Prioritize based on attribution and partner experience. CRM integration is top priority for attribution and reporting. Next, connect billing and payments to provide commission visibility. Then add communication channels like Slack and browser extension to reduce friction in referrals and notifications.

What is an effective cadence for reporting to partners?

Monthly reports are a good default cadence for partner performance, with weekly executive summaries for leaders who want closer visibility. Automate these reports and allow partners to opt into scheduled deliveries so they receive consistent, predictable insights.

How do I scale partner health scoring across hundreds of partners?

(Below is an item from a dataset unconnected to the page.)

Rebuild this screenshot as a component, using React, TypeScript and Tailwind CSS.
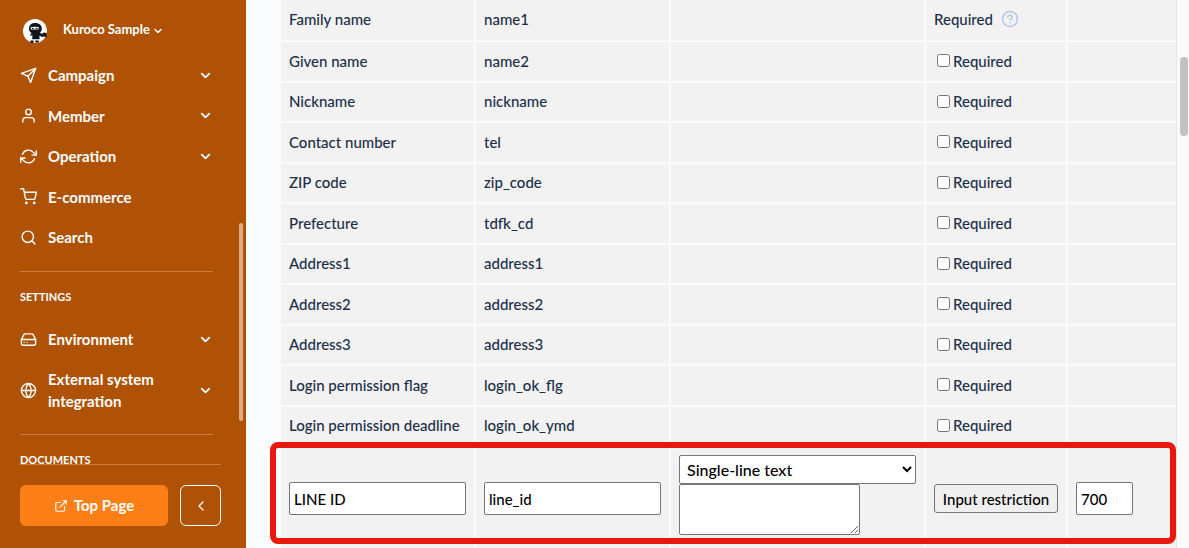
import {
  FiChevronDown,
  FiChevronLeft,
  FiExternalLink,
  FiGlobe,
  FiHardDrive,
  FiHelpCircle,
  FiRefreshCw,
  FiSearch,
  FiSend,
  FiShoppingCart,
  FiUser,
} from "react-icons/fi";
import type { IconType } from "react-icons";

type NavItem = { label: string; icon: IconType; expandable: boolean };

const mainItems: NavItem[] = [
  { label: "Campaign", icon: FiSend, expandable: true },
  { label: "Member", icon: FiUser, expandable: true },
  { label: "Operation", icon: FiRefreshCw, expandable: true },
  { label: "E-commerce", icon: FiShoppingCart, expandable: false },
  { label: "Search", icon: FiSearch, expandable: false },
];

const settingsItems: NavItem[] = [
  { label: "Environment", icon: FiHardDrive, expandable: true },
  { label: "External system integration", icon: FiGlobe, expandable: true },
];

const fields = [
  { name: "Given name", slug: "name2" },
  { name: "Nickname", slug: "nickname" },
  { name: "Contact number", slug: "tel" },
  { name: "ZIP code", slug: "zip_code" },
  { name: "Prefecture", slug: "tdfk_cd" },
  { name: "Address1", slug: "address1" },
  { name: "Address2", slug: "address2" },
  { name: "Address3", slug: "address3" },
  { name: "Login permission flag", slug: "login_ok_flg" },
  { name: "Login permission deadline", slug: "login_ok_ymd" },
];

const cell = "border-r-2 border-b-2 border-[#fafbfd] px-2 pb-[2px] last:border-r-0";

function NavLink({ item }: { item: NavItem }) {
  const Icon = item.icon;
  return (
    <a href="#" className="flex w-full items-center text-[15px] leading-[22px] font-bold">
      <Icon className="size-[17px] shrink-0" strokeWidth={2} />
      <span className="ml-[11px] w-[132px]">{item.label}</span>
      {item.expandable && <FiChevronDown className="ml-[18px] size-[15px] shrink-0" strokeWidth={3} />}
    </a>
  );
}

function Avatar() {
  return (
    <svg viewBox="0 0 24 24" className="size-6" aria-hidden="true">
      <circle cx="12" cy="12" r="12" fill="#fff" />
      <path
        d="M6 9.500C6 6 8.600 4 12.300 4s6.500 2.200 6.500 5.400c0 2-.8 3.400-2 4.300l2.400 1.200 1.300-1.500 3.300.6-.4 4.200-2.400-.8-1.900.5-2.700-1.300.2 3.600H9.200l.2-4.400-1.400 1-1-.6 1.500-2.200C6.800 13 6 11.500 6 9.500z"
        fill="#10151b"
      />
      <path d="M7.500 8.300c2.500-.8 6-.8 8.300 0l-.4 2.200H8z" fill="#fff" />
      <path d="M8.800 8.900h2v1.200h-2zM12.600 8.900h2v1.200h-2z" fill="#10151b" />
      <path d="M7.500 21.500h3V24h-3zM12.300 21.500h3.500v2h-3.500z" fill="#10151b" />
    </svg>
  );
}

function Sidebar() {
  return (
    <aside className="relative flex w-[246px] shrink-0 flex-col bg-[#b05205] text-white">
      <div className="min-h-0 flex-1 pl-5">
        <button type="button" className="mt-[19px] ml-[3px] flex h-6 items-center text-[13px] font-bold">
          <Avatar />
          <span className="-mt-[2px] ml-4">Kuroco Sample</span>
          <FiChevronDown className="ml-[2px] size-3" strokeWidth={3} />
        </button>
        <nav className="mt-3">
          <ul>
            {mainItems.map((item) => (
              <li key={item.label} className="flex odd:h-10 even:h-[41px]">
                <NavLink item={item} />
              </li>
            ))}
          </ul>
          <hr className="mt-[14px] mr-[33px] border-[#c67e48]" />
          <h2 className="mt-4 text-[11px] leading-[18px] font-bold">SETTINGS</h2>
          <ul className="mt-[13px]">
            {settingsItems.map((item) => (
              <li key={item.label} className="flex min-h-10 odd:mb-[9px]">
                <NavLink item={item} />
              </li>
            ))}
          </ul>
          <hr className="mt-[22px] mr-[33px] border-[#c67e48]" />
          <h2 className="mt-4 text-[11px] leading-[18px] font-bold">DOCUMENTS</h2>
        </nav>
      </div>
      <div className="mr-[25px] ml-5 flex h-[84px] shrink-0 gap-3 border-t border-[#c67e48] pt-5">
        <button
          type="button"
          className="flex h-[41px] w-[148px] items-center justify-center gap-[6px] rounded-md bg-[#ff7f17] text-[15px] font-bold"
        >
          <FiExternalLink className="size-[14px]" />
          Top Page
        </button>
        <button
          type="button"
          aria-label="Collapse menu"
          className="flex size-[41px] items-center justify-center rounded-md border border-white"
        >
          <FiChevronLeft className="size-4" />
        </button>
      </div>
      <div className="absolute top-[223px] right-[3px] h-[198px] w-1 rounded-sm bg-[#deab87]" />
    </aside>
  );
}

function FieldTable() {
  const control = "border border-[#767676] bg-white text-black";
  return (
    <table className="w-full table-fixed border-separate border-spacing-0 bg-[#f2f2f2] text-left text-[15px] leading-5 font-medium whitespace-nowrap text-[#1a2e49]">
      <colgroup>
        <col className="w-[195px]" />
        <col className="w-[195px]" />
        <col className="w-[255px]" />
        <col className="w-[142px]" />
        <col />
      </colgroup>
      <tbody>
        <tr className="h-[42px]">
          <td className={cell}>Family name</td>
          <td className={cell}>name1</td>
          <td className={cell} />
          <td className={cell}>
            <div className="flex items-center gap-2">
              Required
              <FiHelpCircle className="size-[18px] text-[#b3c6e4]" strokeWidth={2} />
            </div>
          </td>
          <td className={cell} />
        </tr>
        {fields.map((field) => (
          <tr key={field.slug} className="odd:h-10 even:h-[41px]">
            <td className={cell}>{field.name}</td>
            <td className={cell}>{field.slug}</td>
            <td className={cell} />
            <td className={cell}>
              <label className="flex items-center gap-[3px]">
                <input type="checkbox" className="ml-[3px] size-[13px]" />
                Required
              </label>
            </td>
            <td className={cell} />
          </tr>
        ))}
        <tr className="h-[107px]">
          <td className={cell}>
            <input aria-label="Field name" defaultValue="LINE ID" className={`${control} block h-[33px] w-full rounded-xs px-1`} />
          </td>
          <td className={cell}>
            <input aria-label="Field slug" defaultValue="line_id" className={`${control} block h-[33px] w-full rounded-xs px-1`} />
          </td>
          <td className={`${cell} pt-2 align-top`}>
            <select aria-label="Field type" className={`${control} block h-[29px] w-full rounded-xs px-[3px] text-base`}>
              <option>Single-line text</option>
            </select>
            <textarea aria-label="Options" className={`${control} block h-[51px] w-[181px] rounded-xs`} />
          </td>
          <td className={cell}>
            <button
              type="button"
              className="block h-[29px] w-[124px] rounded-[3px] border border-[#767676] bg-[#efefef] text-black"
            >
              Input restriction
            </button>
          </td>
          <td className={cell}>
            <input aria-label="Order" defaultValue="700" className={`${control} block h-[33px] w-[57px] rounded-xs px-1`} />
          </td>
        </tr>
      </tbody>
    </table>
  );
}

export default function App() {
  return (
    <div className="flex h-screen overflow-hidden bg-[#fafbfd] font-['Lato','Liberation_Sans',sans-serif]">
      <Sidebar />
      <main className="relative min-w-0 flex-1 overflow-hidden pl-[35px]">
        <FieldTable />
        <div className="pointer-events-none absolute top-[442px] right-0 left-6 h-[102px] rounded-lg border-[6px] border-[#e8190c]" />
      </main>
      <div className="w-[13px] shrink-0 border-l border-[#e8e8e8] bg-[#fafafa]">
        <div className="mt-[57px] ml-[3px] h-[79px] w-2 rounded-full bg-[#c1c1c1]" />
      </div>
    </div>
  );
}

Create templates or health packages for different partner types (reseller, affiliate, referral, strategic). Assign packages to groups of partners and automate health calculations. Use thresholds to trigger recommended actions like enablement nudges or escalation to a partner manager.

Conclusion

You are operating at a pivotal moment for partnerships. Leadership is looking for measurable returns, partners expect frictionless experiences, and competition for partner attention is increasing. If you design for bidirectional value, automate the administrative burden, and present crystal-clear metrics to both executives and partners, you will turn a small team into a high-leverage engine.

Justin framed the problem: many partner teams are under-resourced but over-expected. Greg Portnoy offered the practical response: instrument your program to capture both sides of the relationship, automate routine work, surface health signals, and meet partners where they work. Those steps let you preserve the human elements of relationship-building while scaling the operational side.

Start with one clear referral flow, integrate your CRM, set a health score, and automate reporting. Those moves will free up your time so you can do the work that actually grows revenue: recruiting the right partners, creating co-sell plays, and aligning with executives on outcomes.